▸ **Written task**
Pull out every line with the word "styles".

▸ **Information provided**
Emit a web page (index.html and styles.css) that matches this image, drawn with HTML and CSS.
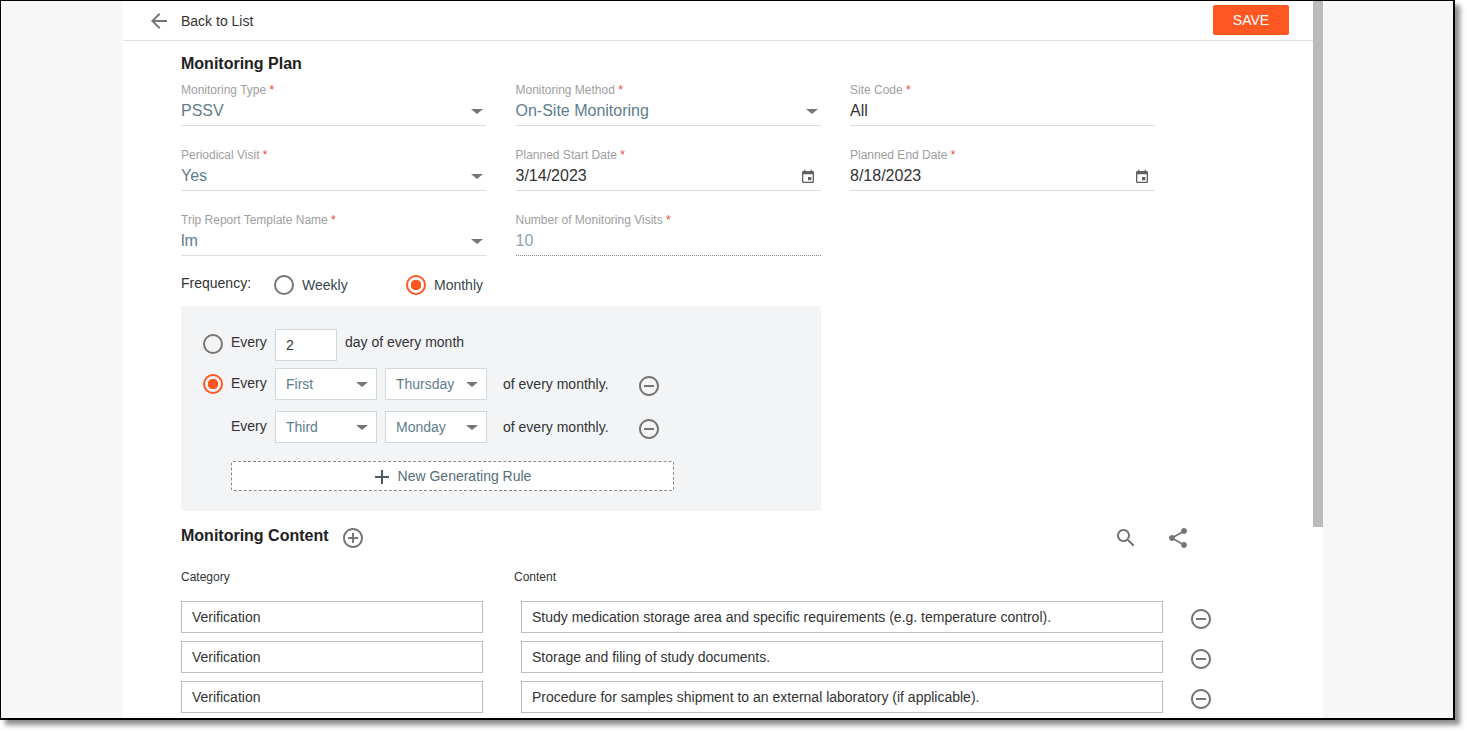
FILE: index.html
```html
<!DOCTYPE html>
<html lang="en">
<head>
<meta charset="utf-8">
<title>Monitoring Plan</title>
<link rel="stylesheet" href="styles.css">
</head>
<body>
<svg class="defs" width="0" height="0" aria-hidden="true">
  <symbol id="minus" viewBox="0 0 24 24"><path d="M7 11v2h10v-2H7zm5-9C6.48 2 2 6.48 2 12s4.48 10 10 10 10-4.48 10-10S17.52 2 12 2zm0 18c-4.41 0-8-3.59-8-8s3.59-8 8-8 8 3.59 8 8-3.59 8-8 8z"/></symbol>
  <symbol id="plus" viewBox="0 0 24 24"><path d="M13 7h-2v4H7v2h4v4h2v-4h4v-2h-4V7zm-1-5C6.48 2 2 6.48 2 12s4.48 10 10 10 10-4.48 10-10S17.52 2 12 2zm0 18c-4.41 0-8-3.59-8-8s3.59-8 8-8 8 3.59 8 8-3.59 8-8 8z"/></symbol>
  <symbol id="cal" viewBox="0 0 24 24"><path d="M17 12h-5v5h5v-5zM16 1v2H8V1H6v2H5c-1.11 0-1.99.9-1.99 2L3 19c0 1.1.89 2 2 2h14c1.1 0 2-.9 2-2V5c0-1.1-.9-2-2-2h-1V1h-2zm3 18H5V8h14v11z"/></symbol>
</svg>
<div class="frame">
  <div class="scrollbar"></div>
  <main class="page">
    <header class="topbar">
      <a class="back">
        <svg class="back-icon" viewBox="0 0 24 24"><path d="M20 11H7.83l5.59-5.59L12 4l-8 8 8 8 1.41-1.41L7.83 13H20v-2z"/></svg>
        <span>Back to List</span>
      </a>
      <button class="save">SAVE</button>
    </header>
    <div class="content">
      <h2 class="title">Monitoring Plan</h2>
      <div class="fields">
        <div class="field"><label>Monitoring Type <i>*</i></label><div class="value muted">PSSV<span class="caret"></span></div></div>
        <div class="field"><label>Monitoring Method <i>*</i></label><div class="value muted">On-Site Monitoring<span class="caret"></span></div></div>
        <div class="field"><label>Site Code <i>*</i></label><div class="value">All</div></div>
        <div class="field"><label>Periodical Visit <i>*</i></label><div class="value muted">Yes<span class="caret"></span></div></div>
        <div class="field"><label>Planned Start Date <i>*</i></label><div class="value">3/14/2023<svg class="cal"><use href="#cal"/></svg></div></div>
        <div class="field"><label>Planned End Date <i>*</i></label><div class="value">8/18/2023<svg class="cal"><use href="#cal"/></svg></div></div>
        <div class="field"><label>Trip Report Template Name <i>*</i></label><div class="value muted">lm<span class="caret"></span></div></div>
        <div class="field"><label>Number of Monitoring Visits <i>*</i></label><div class="value disabled">10</div></div>
      </div>
      <div class="frequency">
        <span class="freq-label">Frequency:</span>
        <span class="option weekly"><span class="radio"></span>Weekly</span>
        <span class="option"><span class="radio on"></span>Monthly</span>
      </div>
      <section class="panel">
        <div class="rule rule-first">
          <span class="radio"></span><span class="every">Every</span>
          <span class="box num">2</span>
          <span class="day-text">day of every month</span>
        </div>
        <div class="rule rule-second">
          <span class="radio"></span><span class="radio on abs-none"></span>
          <span class="every">Every</span>
          <span class="box sel">First<span class="caret"></span></span>
          <span class="box sel">Thursday<span class="caret"></span></span>
          <span class="month-text">of every monthly.</span>
          <svg class="minus-sm"><use href="#minus"/></svg>
        </div>
        <div class="rule rule-third">
          <span class="every">Every</span>
          <span class="box sel">Third<span class="caret"></span></span>
          <span class="box sel">Monday<span class="caret"></span></span>
          <span class="month-text">of every monthly.</span>
          <svg class="minus-sm"><use href="#minus"/></svg>
        </div>
        <button class="new-rule">
          <svg class="add" viewBox="0 0 16 16"><path d="M7 1h2v6h6v2H9v6H7V9H1V7h6z"/></svg>New Generating Rule
        </button>
      </section>
      <div class="mc-head">
        <h2 class="title">Monitoring Content</h2>
        <svg class="plus-icon"><use href="#plus"/></svg>
        <svg class="search" viewBox="0 0 24 24"><path d="M15.5 14h-.79l-.28-.27C15.41 12.59 16 11.11 16 9.5 16 5.91 13.09 3 9.5 3S3 5.91 3 9.5 5.91 16 9.5 16c1.61 0 3.09-.59 4.23-1.57l.27.28v.79l5 4.99L20.49 19l-4.99-5zm-6 0C7.01 14 5 11.99 5 9.5S7.01 5 9.5 5 14 7.01 14 9.5 11.99 14 9.5 14z"/></svg>
        <svg class="share" viewBox="0 0 24 24"><path d="M18 16.08c-.76 0-1.44.3-1.96.77L8.91 12.7c.05-.23.09-.46.09-.7s-.04-.47-.09-.7l7.05-4.11c.54.5 1.25.81 2.04.81 1.66 0 3-1.34 3-3s-1.34-3-3-3-3 1.34-3 3c0 .24.04.47.09.7L8.04 9.81C7.5 9.31 6.79 9 6 9c-1.66 0-3 1.34-3 3s1.34 3 3 3c.79 0 1.5-.31 2.04-.81l7.12 4.16c-.05.21-.08.43-.08.65 0 1.61 1.31 2.92 2.92 2.92s2.92-1.31 2.92-2.92-1.31-2.92-2.92-2.92z"/></svg>
      </div>
      <div class="mc-labels"><span class="lab-cat">Category</span><span>Content</span></div>
      <div class="mc-row">
        <div class="cell cat">Verification</div>
        <div class="cell con">Study medication storage area and specific requirements (e.g. temperature control).</div>
        <svg class="minus-sm row-minus"><use href="#minus"/></svg>
      </div>
      <div class="mc-row">
        <div class="cell cat">Verification</div>
        <div class="cell con">Storage and filing of study documents.</div>
        <svg class="minus-sm row-minus"><use href="#minus"/></svg>
      </div>
      <div class="mc-row">
        <div class="cell cat">Verification</div>
        <div class="cell con">Procedure for samples shipment to an external laboratory (if applicable).</div>
        <svg class="minus-sm row-minus"><use href="#minus"/></svg>
      </div>
    </div>
  </main>
</div>
</body>
</html>
```

FILE: styles.css
```css
* { box-sizing: border-box; }
html, body { margin: 0; height: 100%; background: #fff; overflow: hidden; }
body { font-family: "Liberation Sans", Arial, sans-serif; color: #333; font-size: 14px; }
.defs { position: absolute; }
.frame {
  position: relative; width: 1455px; height: 720px; background: #f7f7f7;
  border: 1px solid #000; border-width: 1px 2px 2px 1px; overflow: hidden;
  padding-left: 122px;
}
.wrap-shadow { display: none; }
html { background: #fff; }
body { padding: 0; }
.frame { box-shadow: 5px 5px 5px #8c8c8c; overflow: visible; clip-path: inset(-10px -10px -10px -10px); }
.page { width: 1200px; height: 717px; background: #fff; overflow: hidden; }
.scrollbar { position: absolute; left: 1312px; top: 0; width: 10px; height: 526px; background: #bbb; z-index: 2; }

.topbar { height: 40px; border-bottom: 1px solid #e0e0e0; display: flex; align-items: center; justify-content: space-between; padding: 0 34px 0 24px; }
.back { display: flex; align-items: center; color: #333; font-size: 14px; }
.back-icon { width: 24px; height: 24px; fill: #757575; margin-right: 10px; }
.save { width: 76px; height: 30px; margin-top: -2px; border: 0; border-radius: 2px; background: #ff5722; color: #fff; font: 14px "Liberation Sans", Arial, sans-serif; padding: 0; }

.content { padding-left: 58px; }
.title { margin: 0; font-size: 16px; font-weight: bold; color: #212121; line-height: 20px; }
.content > .title { padding-top: 13px; }

.fields { display: grid; grid-template-columns: repeat(3, 305px); column-gap: 29.5px; grid-auto-rows: 65px; margin-top: 9px; }
.field label { display: block; font-size: 12px; line-height: 14px; color: #9e9e9e; }
.field label i { font-style: normal; color: #f44336; }
.value { position: relative; margin-top: 4px; height: 25px; padding-bottom: 4px; font-size: 16px; line-height: 20px; color: #333; border-bottom: 1px solid #ddd; }
.value.muted { color: #607d8b; }
.value.disabled { color: #90a4ae; border-bottom: 1px dotted #888; }
.caret { position: absolute; right: 3px; top: 8px; width: 0; height: 0; border: 6px solid transparent; border-top: 5px solid #757575; border-bottom: 0; }
.cal { position: absolute; right: 5px; top: 3px; width: 16px; height: 16px; fill: #616161; }

.frequency { display: flex; align-items: center; height: 22px; margin-top: -4px; color: #333; }
.freq-label { width: 93px; font-size: 14px; position: relative; top: -2px; }
.option { display: flex; align-items: center; font-size: 14px; color: #37474f; }
.option .radio { margin-right: 8px; }
.weekly { width: 132px; }
.radio { display: inline-block; flex: none; width: 20px; height: 20px; border-radius: 50%; border: 2px solid #757575; background: transparent; }
.radio.on { border-color: #ff5722; background: radial-gradient(circle, #ff5722 0 5px, transparent 5.5px); }

.panel { width: 640px; height: 205px; margin-top: 10px; background: #f2f4f6; padding: 22px 0 0 22px; }
.rule { display: flex; align-items: center; height: 32px; font-size: 14px; color: #333; }
.every { margin-left: 8px; width: 36px; flex: none; position: relative; top: -1px; }
.rule-first .every, .day-text { top: -2px; position: relative; }
.rule-second { margin-top: 8px; }
.rule-second > .radio:first-child { display: none; }
.rule-third { margin-top: 11px; padding-left: 20px; }
.box { position: relative; display: block; height: 32px; background: #fff; border: 1px solid #cfd8dc; line-height: 30px; flex: none; }
.num { width: 62px; margin-left: 8px; padding-left: 10px; color: #333; line-height: 30px; margin-top: 2px; }
.day-text { margin-left: 8px; }
.sel { width: 102px; margin-left: 8px; padding-left: 10px; color: #607d8b; }
.sel .caret { right: 8px; top: 13px; border-width: 5px 6px 0; }
.rule .every + .box { margin-left: 8px; }
.month-text { margin-left: 16px; width: 130px; flex: none; }
.minus-sm { width: 24px; height: 24px; fill: #757575; flex: none; }
.rule .minus-sm { margin-left: 4px; margin-top: 3px; }
.new-rule { display: flex; align-items: center; justify-content: center; width: 443px; height: 30px; margin: 18px 0 0 28px; background: #fff; border: 1px dashed #8a8a8a; border-radius: 2px; color: #546e7a; font: 14px "Liberation Sans", Arial, sans-serif; padding: 0; }
.add { width: 16px; height: 16px; fill: #455a64; margin-right: 8px; position: relative; top: 1px; }

.mc-head { display: flex; align-items: center; height: 24px; margin-top: 15px; }
.mc-head .title { position: relative; top: -2px; }
.plus-icon { width: 24px; height: 24px; fill: #757575; margin-left: 12px; }
.search { width: 24px; height: 24px; fill: #757575; margin-left: 749px; }
.share { width: 24px; height: 24px; fill: #757575; margin-left: 28px; }
.mc-labels { display: flex; font-size: 12px; color: #333; line-height: 14px; margin-top: 20px; }
.lab-cat { width: 333px; }
.mc-row { display: flex; align-items: center; height: 32px; margin-top: 8px; }
.mc-labels + .mc-row { margin-top: 17px; }
.cell { height: 32px; border: 1px solid #bdbdbd; line-height: 30px; padding-left: 10px; color: #333; font-size: 14px; flex: none; }
.cat { width: 302px; }
.con { width: 642px; margin-left: 38px; }
.row-minus { margin-left: 26px; margin-top: 3px; }
```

▸ **Answer to this task**
Emit a web page (index.html and styles.css) that matches this image, drawn with HTML and CSS.
<link rel="stylesheet" href="styles.css">
FILE: styles.css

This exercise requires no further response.